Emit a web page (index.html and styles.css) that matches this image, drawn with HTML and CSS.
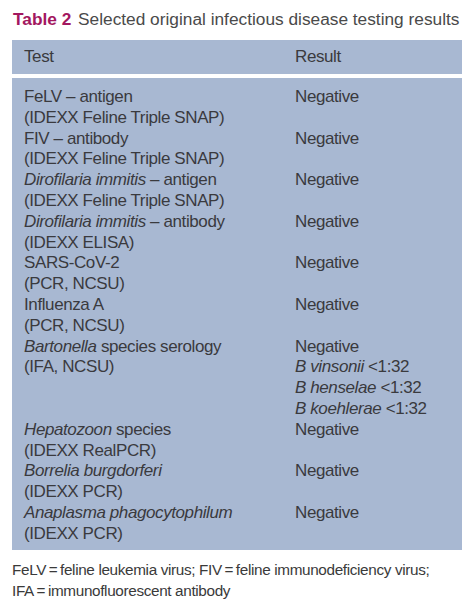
FILE: index.html
```html
<!DOCTYPE html>
<html>
<head>
<meta charset="utf-8">
<link rel="stylesheet" href="styles.css">
</head>
<body>
<div class="page">
  <h1 class="title"><span class="label">Table 2</span> Selected original infectious disease testing results</h1>
  <div class="table">
    <div class="head">
      <div class="c1">Test</div>
      <div class="c2">Result</div>
    </div>
    <div class="body">
      <div class="c1">FeLV – antigen<br>(IDEXX Feline Triple SNAP)</div>
      <div class="c2">Negative</div>
      <div class="c1">FIV – antibody<br>(IDEXX Feline Triple SNAP)</div>
      <div class="c2">Negative</div>
      <div class="c1"><i>Dirofilaria immitis</i> – antigen<br>(IDEXX Feline Triple SNAP)</div>
      <div class="c2">Negative</div>
      <div class="c1"><i>Dirofilaria immitis</i> – antibody<br>(IDEXX ELISA)</div>
      <div class="c2">Negative</div>
      <div class="c1">SARS-CoV-2<br>(PCR, NCSU)</div>
      <div class="c2">Negative</div>
      <div class="c1">Influenza A<br>(PCR, NCSU)</div>
      <div class="c2">Negative</div>
      <div class="c1"><i>Bartonella</i> species serology<br>(IFA, NCSU)</div>
      <div class="c2">Negative<br><i>B vinsonii</i> &lt;1:32<br><i>B henselae</i> &lt;1:32<br><i>B koehlerae</i> &lt;1:32</div>
      <div class="c1"><i>Hepatozoon</i> species<br>(IDEXX RealPCR)</div>
      <div class="c2">Negative</div>
      <div class="c1"><i>Borrelia burgdorferi</i><br>(IDEXX PCR)</div>
      <div class="c2">Negative</div>
      <div class="c1"><i>Anaplasma phagocytophilum</i><br>(IDEXX PCR)</div>
      <div class="c2">Negative</div>
    </div>
  </div>
  <p class="note">FeLV&thinsp;=&thinsp;feline leukemia virus; FIV&thinsp;=&thinsp;feline immunodeficiency virus;<br>IFA&thinsp;=&thinsp;immunofluorescent antibody</p>
</div>
</body>
</html>
```
FILE: styles.css
```css
html, body {
  margin: 0;
  padding: 0;
  background: #ffffff;
}
.page {
  width: 474px;
  padding: 9px 12px 0 12px;
  box-sizing: border-box;
  font-family: "Liberation Sans", Arial, sans-serif;
  color: #3a3a3e;
}
.title {
  margin: 0 0 0 1px;
  font-size: 17.3px;
  font-weight: normal;
  line-height: 20px;
  color: #4a4a4a;
  white-space: nowrap;
}
.label {
  font-weight: bold;
  color: #a3175f;
  margin-right: 2px;
}
.table {
  margin-top: 11px;
  width: 450px;
  font-size: 17px;
  letter-spacing: -0.4px;
}
.head, .body {
  display: grid;
  grid-template-columns: 271px 1fr;
  background: #a8b8d2;
  padding-left: 12px;
}
.head {
  height: 34px;
  align-items: center;
  line-height: 20px;
}
.body {
  margin-top: 4px;
  padding-top: 9px;
  padding-bottom: 5px;
  line-height: 20.8px;
}
.note {
  margin: 9px 0 0 0;
  font-size: 15.3px;
  line-height: 21px;
  letter-spacing: -0.35px;
  color: #3a3a3a;
  white-space: nowrap;
}
```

# [The exercise]
Give the data again exactly as written, with all pictures left out.

# [Exercise result]
Emit a web page (index.html and styles.css) that matches this image, drawn with HTML and CSS.
FILE: index.html
```html
<!DOCTYPE html>
<html>
<head>
<meta charset="utf-8">
<link rel="stylesheet" href="styles.css">
</head>
<body>
<div class="page">
  <h1 class="title"><span class="label">Table 2</span> Selected original infectious disease testing results</h1>
  <div class="table">
    <div class="head">
      <div class="c1">Test</div>
      <div class="c2">Result</div>
    </div>
    <div class="body">
      <div class="c1">FeLV – antigen<br>(IDEXX Feline Triple SNAP)</div>
      <div class="c2">Negative</div>
      <div class="c1">FIV – antibody<br>(IDEXX Feline Triple SNAP)</div>
      <div class="c2">Negative</div>
      <div class="c1"><i>Dirofilaria immitis</i> – antigen<br>(IDEXX Feline Triple SNAP)</div>
      <div class="c2">Negative</div>
      <div class="c1"><i>Dirofilaria immitis</i> – antibody<br>(IDEXX ELISA)</div>
      <div class="c2">Negative</div>
      <div class="c1">SARS-CoV-2<br>(PCR, NCSU)</div>
      <div class="c2">Negative</div>
      <div class="c1">Influenza A<br>(PCR, NCSU)</div>
      <div class="c2">Negative</div>
      <div class="c1"><i>Bartonella</i> species serology<br>(IFA, NCSU)</div>
      <div class="c2">Negative<br><i>B vinsonii</i> &lt;1:32<br><i>B henselae</i> &lt;1:32<br><i>B koehlerae</i> &lt;1:32</div>
      <div class="c1"><i>Hepatozoon</i> species<br>(IDEXX RealPCR)</div>
      <div class="c2">Negative</div>
      <div class="c1"><i>Borrelia burgdorferi</i><br>(IDEXX PCR)</div>
      <div class="c2">Negative</div>
      <div class="c1"><i>Anaplasma phagocytophilum</i><br>(IDEXX PCR)</div>
      <div class="c2">Negative</div>
    </div>
  </div>
  <p class="note">FeLV&thinsp;=&thinsp;feline leukemia virus; FIV&thinsp;=&thinsp;feline immunodeficiency virus;<br>IFA&thinsp;=&thinsp;immunofluorescent antibody</p>
</div>
</body>
</html>
```
FILE: styles.css
```css
html, body {
  margin: 0;
  padding: 0;
  background: #ffffff;
}
.page {
  width: 474px;
  padding: 9px 12px 0 12px;
  box-sizing: border-box;
  font-family: "Liberation Sans", Arial, sans-serif;
  color: #3a3a3e;
}
.title {
  margin: 0 0 0 1px;
  font-size: 17.3px;
  font-weight: normal;
  line-height: 20px;
  color: #4a4a4a;
  white-space: nowrap;
}
.label {
  font-weight: bold;
  color: #a3175f;
  margin-right: 2px;
}
.table {
  margin-top: 11px;
  width: 450px;
  font-size: 17px;
  letter-spacing: -0.4px;
}
.head, .body {
  display: grid;
  grid-template-columns: 271px 1fr;
  background: #a8b8d2;
  padding-left: 12px;
}
.head {
  height: 34px;
  align-items: center;
  line-height: 20px;
}
.body {
  margin-top: 4px;
  padding-top: 9px;
  padding-bottom: 5px;
  line-height: 20.8px;
}
.note {
  margin: 9px 0 0 0;
  font-size: 15.3px;
  line-height: 21px;
  letter-spacing: -0.35px;
  color: #3a3a3a;
  white-space: nowrap;
}
```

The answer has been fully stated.